As a founding member of Hospices of Auckland, Mrs Macready went on to chair the Education Committee which established the modules now provided by the Goodfellow Unit at Auckland University. She also served on the executive committee of Hospice New Zealand.
Mrs Macready describes the start of her hospice career as ‘serendipitous’. As a registered nurse and mother of small children, she was living in South Auckland and working part-time when she saw a job advertised by South Auckland Hospice.
“I knew nothing about hospice but then I met a friend who did volunteer work there. A week or so later she rang to say the trustees would like to meet me. They later asked to meet David because they had to approve of him as well – you would never get away with that now.”
The couple having passed muster, Mrs Macready became the hospice’s first paid employee in 1984, working as the community palliative care nurse when hospice was little known. All hospices started with a core group of volunteers and most employed a nurse to coordinate those roles and assess patients.
“No-one knew anything about palliative care, including me, so we were on a very steep learning curve.”
The work would have been impossible without the willingness of Mrs Macready’s husband and sons to put up with her erratic hours and call-outs in the middle of the night. It seemed the trustees had been wise in asking to meet David.

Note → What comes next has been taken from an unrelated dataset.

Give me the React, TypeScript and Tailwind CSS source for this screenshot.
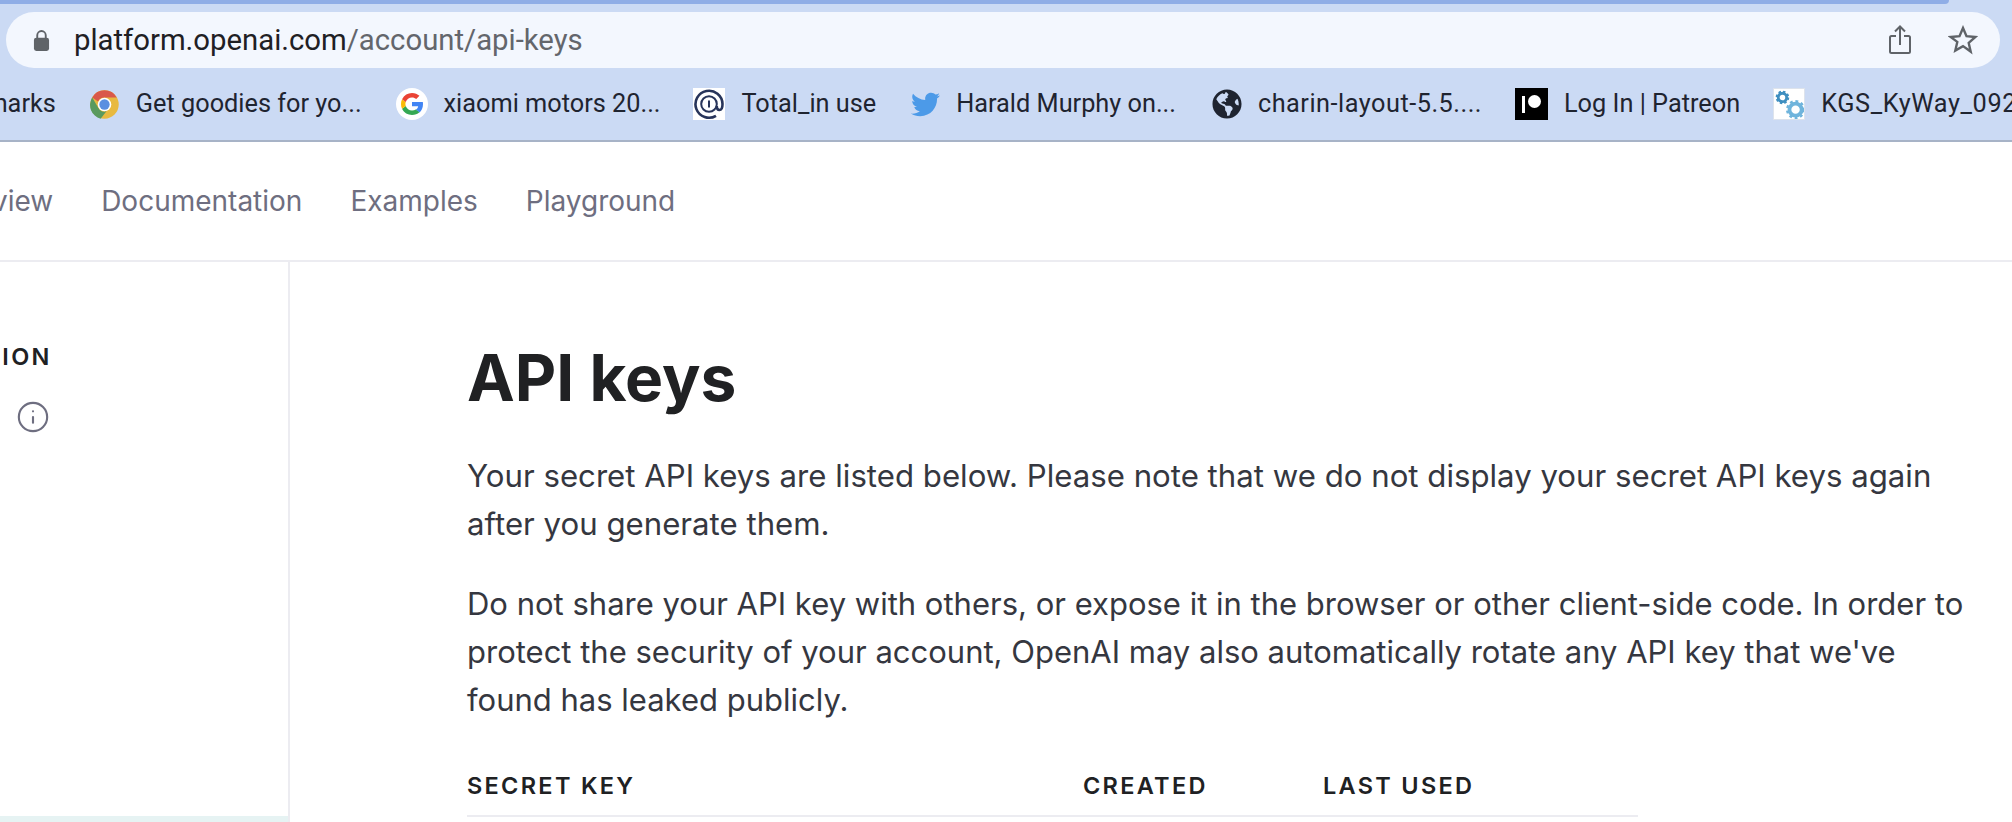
import React from "react";
import { FaTwitter, FaGlobeAmericas } from "react-icons/fa";
import { Info } from "lucide-react";

const Chrome = () => (
  <svg viewBox="0 0 48 48" className="w-[31px] h-[31px]">
    <circle cx="24" cy="24" r="22" fill="#e8b93f" />
    <path d="M24 2a22 22 0 0 1 19 11H24a11 11 0 0 0-10 6.500L5 13A22 22 0 0 1 24 2z" fill="#d9584a" />
    <path d="M5 13l9.500 16.500A11 11 0 0 0 27 34.600L18 46A22 22 0 0 1 5 13z" fill="#5a9a5e" />
    <circle cx="24" cy="24" r="10.500" fill="#fff" />
    <circle cx="24" cy="24" r="8" fill="#5b8fe0" />
  </svg>
);

const Google = () => (
  <span className="w-[32px] h-[32px] rounded-full bg-white flex items-center justify-center">
    <svg viewBox="0 0 48 48" className="w-[24px] h-[24px]">
      <path fill="#4285F4" d="M46 24.500c0-1.600-.1-3.100-.4-4.500H24v8.600h12.400c-.5 2.900-2.200 5.300-4.600 6.900l7.200 5.600C43.200 37.200 46 31.400 46 24.500z" />
      <path fill="#34A853" d="M24 46c6 0 11-2 14.800-5.400l-7.200-5.600c-2 1.300-4.600 2.100-7.600 2.100-5.800 0-10.800-3.900-12.500-9.200l-7.400 5.700C8.300 41.800 15.600 46 24 46z" />
      <path fill="#FBBC05" d="M11.500 27.900c-.5-1.300-.7-2.600-.7-3.900s.3-2.700.7-3.900l-7.400-5.700C2.700 17.200 2 20.500 2 24s.7 6.800 2.100 9.600l7.400-5.700z" />
      <path fill="#EA4335" d="M24 10.800c3.300 0 6.200 1.100 8.500 3.300l6.400-6.400C35 4.100 30 2 24 2 15.600 2 8.300 6.200 4.100 14.400l7.400 5.700c1.700-5.300 6.700-9.300 12.500-9.300z" />
    </svg>
  </span>
);

const AtIcon = () => (
  <span className="w-[32px] h-[32px] bg-white flex items-center justify-center">
    <svg viewBox="0 0 32 32" className="w-[32px] h-[32px]" fill="none" stroke="#27345a">
      <path d="M23 27.800A13.500 13.500 0 1 1 29.500 16c0 3.200-1 6-3 6s-2.800-1.800-2.800-4" strokeWidth="2.600" />
      <circle cx="16" cy="16" r="7.800" strokeWidth="2" />
      <path d="M16 12.500v7" strokeWidth="2" />
    </svg>
  </span>
);

const Patreon = () => (
  <span className="w-[33px] h-[32px] bg-black flex items-center justify-center">
    <svg viewBox="0 0 33 32" className="w-[33px] h-[32px]">
      <rect x="7" y="8" width="3" height="17" fill="#fff" />
      <circle cx="19.500" cy="13.500" r="6.500" fill="#fff" />
    </svg>
  </span>
);

const Gears = () => (
  <span className="w-[32px] h-[32px] bg-white border border-[#dde3ec]">
    <svg viewBox="0 0 32 32" className="w-full h-full" fill="none">
      <circle cx="9" cy="9" r="4.500" stroke="#3f8fc0" strokeWidth="3" />
      <circle cx="9" cy="9" r="6" stroke="#3f8fc0" strokeWidth="2.500" strokeDasharray="2.500 2.200" />
      <circle cx="23" cy="22" r="6.500" stroke="#6fb4dc" strokeWidth="4" />
      <circle cx="23" cy="22" r="9" stroke="#6fb4dc" strokeWidth="2.500" strokeDasharray="3 3" />
    </svg>
  </span>
);

const Lock = () => (
  <svg viewBox="0 0 18 24" className="w-[17px] h-[23px]" fill="none">
    <path d="M4.500 10V6.500a4.500 4.500 0 0 1 9 0V10" stroke="#5f6368" strokeWidth="2" />
    <rect x="1" y="9" width="16" height="14" rx="2.500" fill="#5f6368" />
  </svg>
);

const ShareIcon = () => (
  <svg viewBox="0 0 24 32" className="w-[24px] h-[32px]" fill="none" stroke="#5f6368" strokeWidth="2">
    <path d="M12 21V3M7 7.500 12 2.500l5 5" />
    <path d="M8 12H3.500A1.500 1.500 0 0 0 2 13.500v14A1.500 1.500 0 0 0 3.500 29h17a1.500 1.500 0 0 0 1.500-1.500v-14a1.500 1.500 0 0 0-1.500-1.500H16" />
  </svg>
);

const StarIcon = () => (
  <svg viewBox="0 0 30 30" className="w-[30px] h-[30px]" fill="none" stroke="#5f6368" strokeWidth="2.400" strokeLinejoin="miter">
    <path d="M15 3l3.500 8.200 8.900.8-6.700 5.900 2 8.700L15 21.100 7.300 25.600l2-8.700L2.600 12l8.900-.8z" />
  </svg>
);

function Mark({ icon, label, className = "" }: { icon?: React.ReactNode; label: string; className?: string }) {
  return (
    <div className={"flex items-center shrink-0 gap-[16px] " + className}>
      {icon}
      <span className="whitespace-nowrap">{label}</span>
    </div>
  );
}

export default function App() {
  return (
    <div className="w-[2012px] h-[822px] overflow-hidden bg-white flex flex-col font-['Inter',sans-serif]">
      <div className="h-[142px] shrink-0 bg-[#cbdaf4] border-b-2 border-[#a7b3c7] flex flex-col overflow-hidden">
        <div className="h-[4px] w-[1949px] shrink-0 bg-[#8fade6] rounded-br-[6px]" />
        <div className="mt-[8px] ml-[6px] w-[1994px] h-[56px] shrink-0 rounded-[28px] bg-[#f3f7fe] flex items-center pl-[27px] pr-[22px]">
          <Lock />
          <div className="ml-[24px] pt-[1px] text-[29.3px] whitespace-nowrap text-[#1f2024] font-['Roboto',sans-serif]">
            platform.openai.com<span className="text-[#63666c]">/account/api-keys</span>
          </div>
          <div className="ml-auto flex items-center gap-[36px]">
            <ShareIcon />
            <StarIcon />
          </div>
        </div>
        <div className="flex-1 flex items-center gap-[33px] text-[25.3px] text-[#1f2430] font-['Roboto',sans-serif]">
          <Mark label="Bookmarks" className="-ml-[72px]" />
          <Mark icon={<Chrome />} label="Get goodies for yo..." />
          <Mark icon={<Google />} label="xiaomi motors 20..." className="ml-[1px]" />
          <Mark icon={<AtIcon />} label="Total_in use" />
          <Mark icon={<FaTwitter className="w-[29px] h-[29px] text-[#4c9ae8]" />} label="Harald Murphy on..." className="ml-[2px]" />
          <Mark icon={<FaGlobeAmericas className="w-[30px] h-[30px] text-[#1f2430]" />} label="charin-layout-5.5...." className="ml-[3px] tracking-[0.5px]" />
          <Mark icon={<Patreon />} label="Log In | Patreon" />
          <Mark icon={<Gears />} label="KGS_KyWay_0921" className="tracking-[0.6px]" />
        </div>
      </div>

      <nav className="h-[120px] shrink-0 border-b-2 border-[#ececf1] flex items-center gap-[48px] text-[28px] text-[#6e6e80]">
        <span className="-ml-[72px]">Overview</span>
        <span>Documentation</span>
        <span>Examples</span>
        <span>Playground</span>
      </nav>

      <div className="flex-1 flex min-h-0">
        <aside className="w-[290px] shrink-0 border-r-2 border-[#ececf1] flex flex-col">
          <div className="mt-[81px] -ml-[156px] text-[23.5px] leading-[28px] font-semibold tracking-[2.3px] text-[#202123] whitespace-nowrap">
            ORGANIZATION
          </div>
          <div className="mt-[29px] ml-[16px]">
            <Info className="w-[34px] h-[34px] text-[#6e6e80]" strokeWidth={1.5} />
          </div>
          <div className="mt-auto h-[6px] bg-[#e6f3f3]" />
        </aside>

        <main className="flex-1 pl-[177px] min-w-0">
          <h1 className="mt-[80px] text-[64px] leading-[72px] font-bold text-[#202123]">API keys</h1>
          <p className="mt-[38px] w-[1520px] text-[31.2px] leading-[48px] text-[#353740]">
            Your secret API keys are listed below. Please note that we do not display your secret API keys again after you generate them.
          </p>
          <p className="mt-[32px] w-[1520px] text-[31px] leading-[48px] text-[#353740]">
            Do not share your API key with others, or expose it in the browser or other client-side code. In order to protect the security of your account, OpenAI may also automatically rotate any API key that we've found has leaked publicly.
          </p>
          <div className="mt-[48px] w-[1171px] h-[45px] border-b-2 border-[#ececf1] flex text-[23.5px] leading-[28px] font-semibold tracking-[2.3px] text-[#202123]">
            <span className="w-[616px]">SECRET KEY</span>
            <span className="w-[240px]">CREATED</span>
            <span>LAST USED</span>
          </div>
        </main>
      </div>
    </div>
  );
}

“They used to forget to pay me sometimes. What I didn’t know was that some months they barely had enough money for my wages.”
Lack of funding led to the concept of looking after people in their own homes; it was seen as more cost-effective and a way to improve care for the dying. There were only 15 beds for the Auckland region, all at St Joseph’s Hospice, run by the Sisters of Mercy. Mrs Macready later went to St Joseph’s to set up home care services for central Auckland.
At the time, the medical profession knew little about disease progression or treating the dying and keeping them comfortable, she says.
“Patients had active treatment until the professionals said ‘we can’t do any more’ and then they were put in a side room in the hospital and left to die, which is why everyone was so afraid of dying of cancer.
“There was no pain relief, no slow-release morphine tablets or morphine pumps – those two things made a huge difference. Sometimes, if symptoms were managed, it was in isolation from the whole person. The wonderful thing about the hospice philosophy was to recognise that the person has a spiritual and emotional investment in their dying.”